**WHAT TO PRODUCE**.
Faithfully return all lines, omitting every embedded picture.

**RECORDED DATA**.

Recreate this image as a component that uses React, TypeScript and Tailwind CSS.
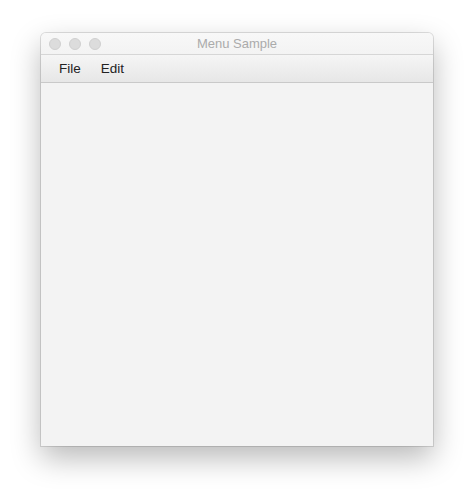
export default function App() {
  return (
    <div className="w-[474px] h-[495px] bg-white pt-[33px] pl-[41px] font-['Liberation_Sans',Arial,sans-serif]">
      <div className="w-[392px] h-[413px] bg-[#f3f3f3] rounded-t-[5px] flex flex-col shadow-[0_12px_30px_rgba(0,0,0,0.28),0_0_0_1px_rgba(0,0,0,0.12)]">
        <div className="relative h-[22px] shrink-0 rounded-t-[5px] bg-gradient-to-b from-[#f8f8f8] to-[#f3f3f3] border-b border-[#d6d6d6] flex items-center pl-[8px] gap-[8px]">
          <span className="w-[12px] h-[12px] rounded-full bg-[#dcdcdc] border border-[#d0d0d0]" />
          <span className="w-[12px] h-[12px] rounded-full bg-[#dcdcdc] border border-[#d0d0d0]" />
          <span className="w-[12px] h-[12px] rounded-full bg-[#dcdcdc] border border-[#d0d0d0]" />
          <span className="absolute inset-0 pt-[1px] flex items-center justify-center text-[13px] text-[#ababab]">
            Menu Sample
          </span>
        </div>
        <div className="h-[28px] shrink-0 bg-gradient-to-b from-[#f5f5f5] to-[#e7e7e7] border-b border-[#c9c9c9] flex items-center pl-[8px] pt-[1px] text-[13.5px] text-[#222]">
          <span className="px-[10px]">File</span>
          <span className="px-[10px]">Edit</span>
        </div>
        <div className="flex-1" />
      </div>
    </div>
  );
}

**SOLVED PROBLEM**.
Recreate this image as a component that uses React, TypeScript and Tailwind CSS.
export default function App() {
  return (
    <div className="w-[474px] h-[495px] bg-white pt-[33px] pl-[41px] font-['Liberation_Sans',Arial,sans-serif]">
      <div className="w-[392px] h-[413px] bg-[#f3f3f3] rounded-t-[5px] flex flex-col shadow-[0_12px_30px_rgba(0,0,0,0.28),0_0_0_1px_rgba(0,0,0,0.12)]">
        <div className="relative h-[22px] shrink-0 rounded-t-[5px] bg-gradient-to-b from-[#f8f8f8] to-[#f3f3f3] border-b border-[#d6d6d6] flex items-center pl-[8px] gap-[8px]">
          <span className="w-[12px] h-[12px] rounded-full bg-[#dcdcdc] border border-[#d0d0d0]" />
          <span className="w-[12px] h-[12px] rounded-full bg-[#dcdcdc] border border-[#d0d0d0]" />
          <span className="w-[12px] h-[12px] rounded-full bg-[#dcdcdc] border border-[#d0d0d0]" />
          <span className="absolute inset-0 pt-[1px] flex items-center justify-center text-[13px] text-[#ababab]">
            Menu Sample
          </span>
        </div>
        <div className="h-[28px] shrink-0 bg-gradient-to-b from-[#f5f5f5] to-[#e7e7e7] border-b border-[#c9c9c9] flex items-center pl-[8px] pt-[1px] text-[13.5px] text-[#222]">
          <span className="px-[10px]">File</span>
          <span className="px-[10px]">Edit</span>
        </div>
        <div className="flex-1" />
      </div>
    </div>
  );
}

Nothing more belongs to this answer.